In short, some Senate Judiciary Committee members now say they will demand answers from Judge Roberts on two kinds of abortion questions: personal views and legal analysis.

“Personal view” questions: Judge Roberts’s personal views on abortion are utterly irrelevant to how he would rule on legal questions before the United States Supreme Court. Other nominees have declined to give their personal views, and Judge Roberts should too, lest anyone think such views would influence his future rulings. One thing we know about him is that he believes in applying the law impartially and fairly. Part of what it means to be a judicial conservative–as opposed to a liberal–is that judicial conservatives do not impose their own policy preferences from the bench.

Judge Roberts has already testified under oath before the Judiciary Committee two years ago that nothing in his personal views would prevent him from impartially and fairly adjudicating cases involving abortion. Senators can ask him that question again if they want, but we already know the answer.

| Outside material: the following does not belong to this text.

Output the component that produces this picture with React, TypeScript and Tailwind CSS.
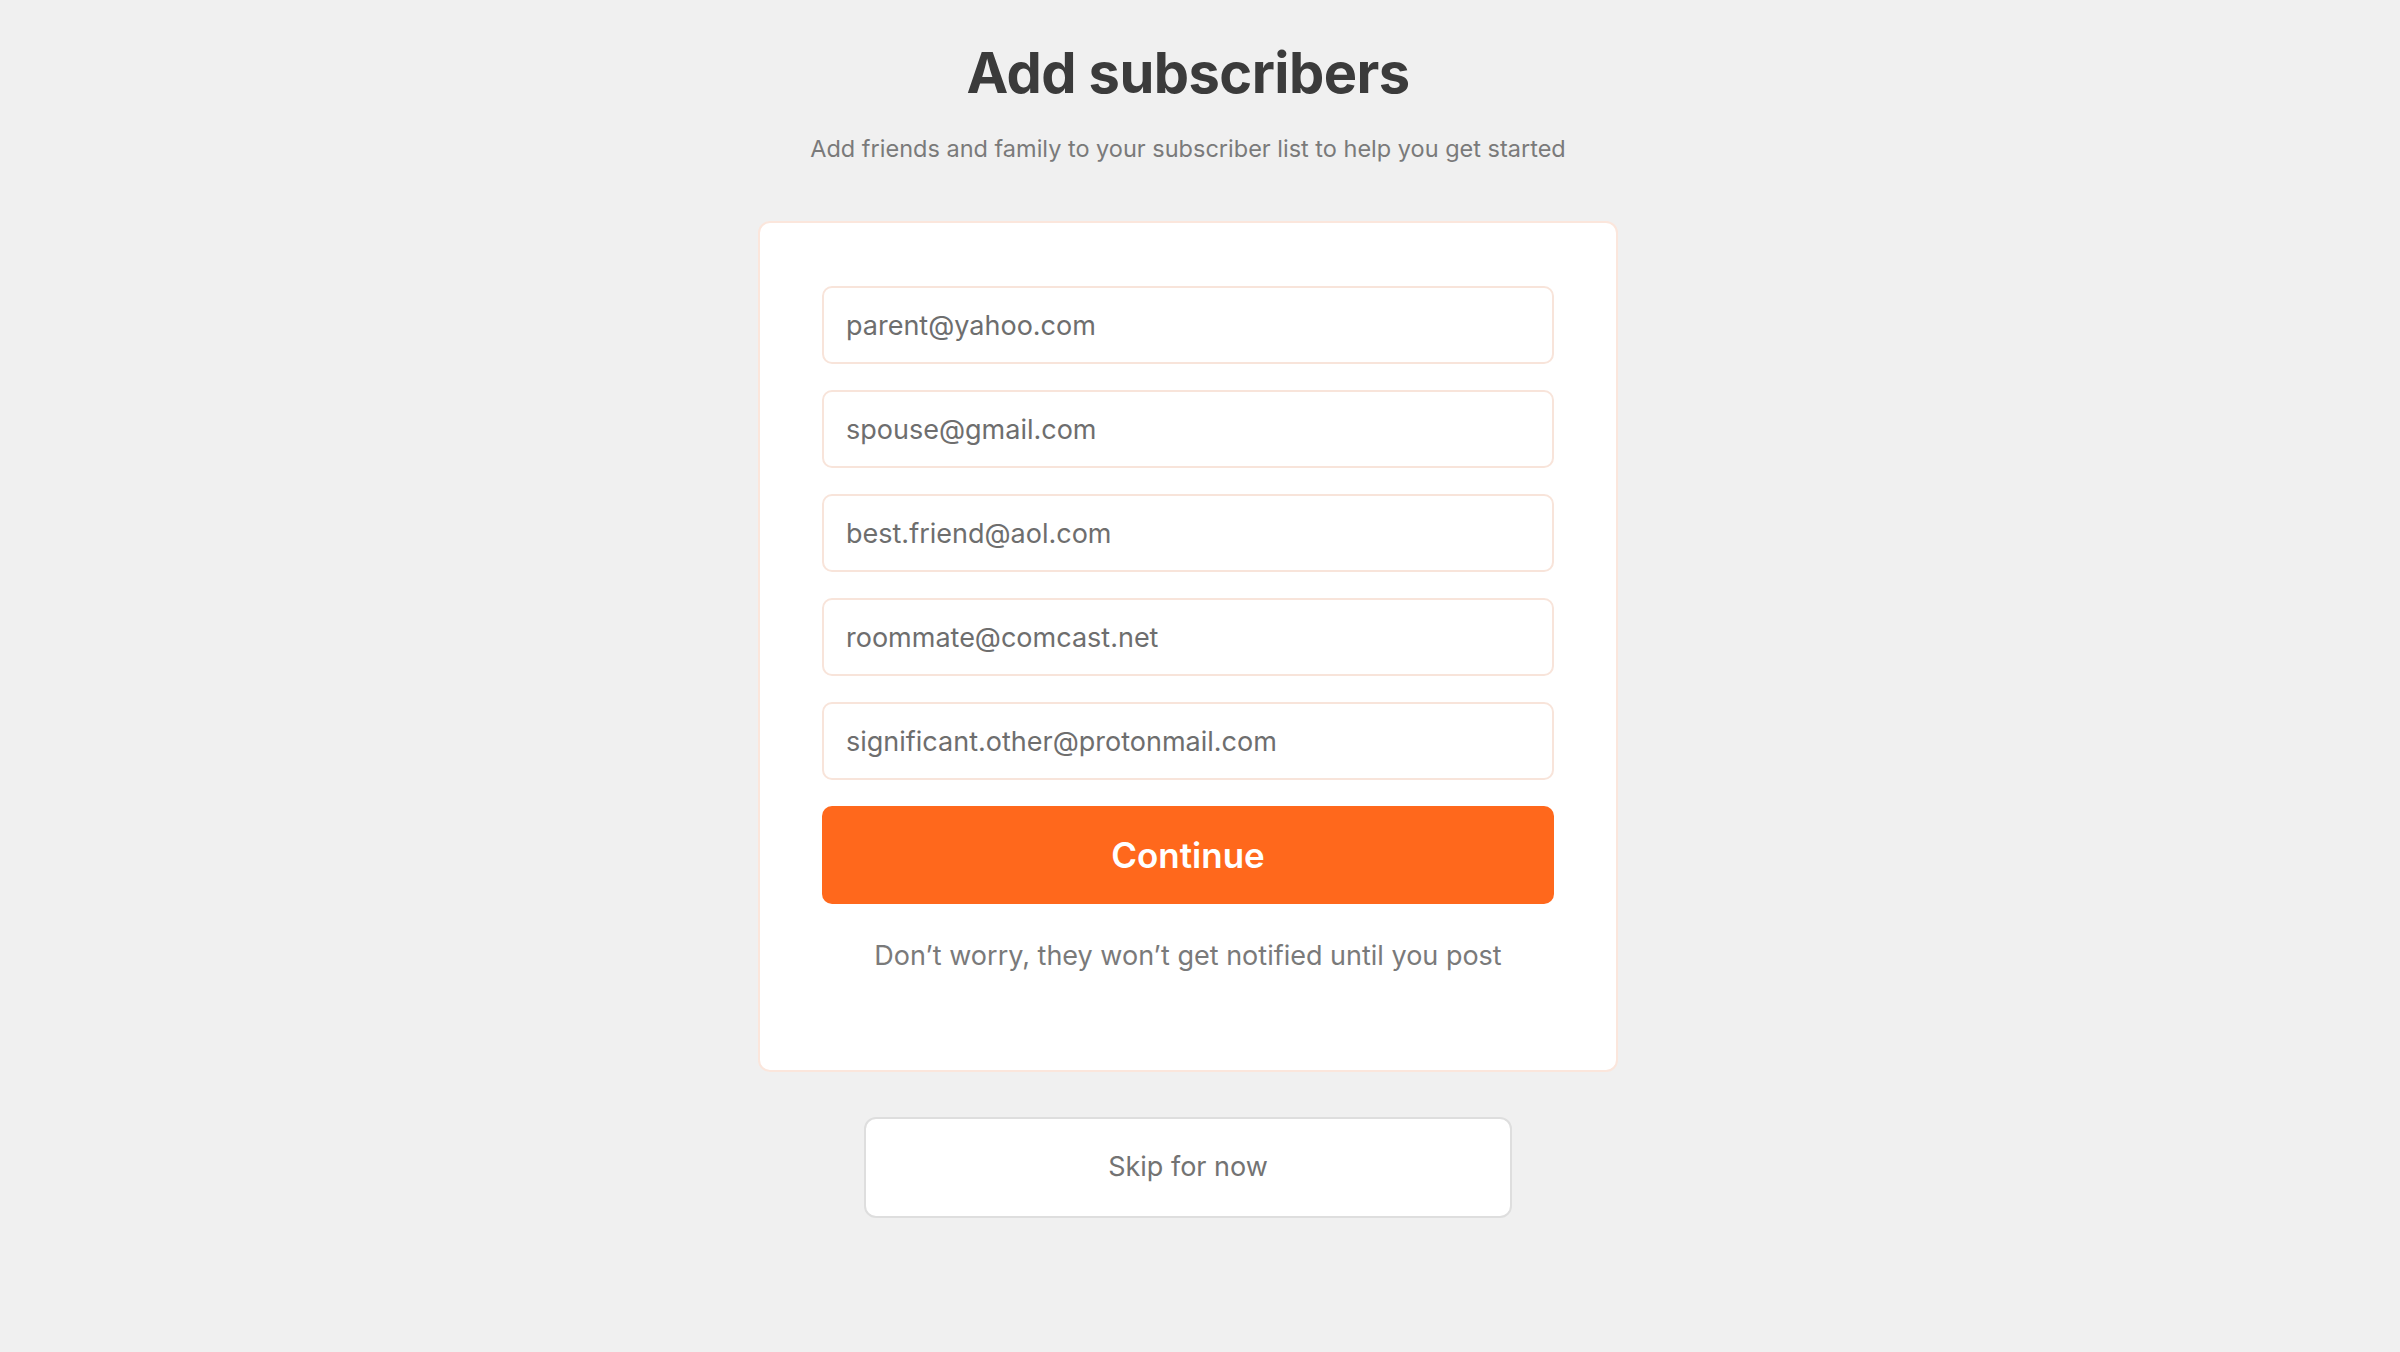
const emails = [
  "parent@yahoo.com",
  "spouse@gmail.com",
  "best.friend@aol.com",
  "roommate@comcast.net",
  "significant.other@protonmail.com",
]

export default function App() {
  return (
    <div
      className="min-h-screen bg-[#f0f0f0] flex flex-col items-center pt-[39px] pr-[24px]"
      style={{ fontFamily: "Inter, 'Noto Sans', sans-serif" }}
    >
      <h1 className="text-[56px] leading-[68px] font-bold text-[#3b3b3b] tracking-[-0.01em]">
        Add subscribers
      </h1>
      <p className="mt-[26px] text-[23.5px] leading-[32px] text-[#7a7a7a]">
        Add friends and family to your subscriber list to help you get started
      </p>

      <div className="mt-[56px] w-[860px] rounded-[12px] border-2 border-[#fbe6dc] bg-white px-[62px] pt-[63px] pb-[96px]">
        <div className="flex flex-col gap-[26px]">
          {emails.map((email) => (
            <input
              key={email}
              type="email"
              placeholder={email}
              className="h-[78px] w-full rounded-[10px] border-2 border-[#f8e4da] bg-white px-[22px] text-[27px] text-[#6e6e6e] placeholder:text-[#6e6e6e] outline-none"
            />
          ))}
          <button className="h-[98px] w-full rounded-[10px] bg-[#ff681c] text-[35px] font-semibold text-white">
            Continue
          </button>
        </div>
        <p className="mt-[34px] text-center text-[27px] leading-[36px] text-[#7a7a7a]">
          Don’t worry, they won’t get notified until you post
        </p>
      </div>

      <button className="mt-[45px] h-[101px] w-[648px] rounded-[12px] border-2 border-[#dedede] bg-white text-[27px] text-[#737373]">
        Skip for now
      </button>
    </div>
  )
}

“Legal analysis” questions: With respect to legal issues such as whether Roe v. Wade was correctly decided, Judge Roberts must refuse to answer questions from Committee members. As clearly stated by Sen. Joe Biden and then- Supreme Court nominee Ruth Bader Ginsburg in her 1993 Judiciary Committee hearings, to answer such questions on issues that will come before the Court in the future undermines the independence of the Court and would violate canons of judicial ethics. Judge Roberts accordingly must refuse, like all prior nominees, to answer such questions.

If any nominee were to answer such questions, as Justice Ginsburg put it, he would “act injudiciously” by giving “hints, forecasts, [or] previews” of how he might rule. This can give rise to expectations on the part of litigants and the public that can undermine both the fact and appearance of a justice’s being impartial once an actual case with real parties comes before the Court.

Cutting Through the Spin


When liberals say…

* civil rights, they mean racial quotas and forced busing.
* reproductive rights, they mean underage girls should get abortions without notifying their parents.
* equal pay for women, they mean government bureaucrats determining your pay.
* environmental protection and worker rights, they mean the government has unlimited power to regulate private property and business.
* church-state separation, they mean your town can’t display a Menorah or Christmas crèche during the holidays.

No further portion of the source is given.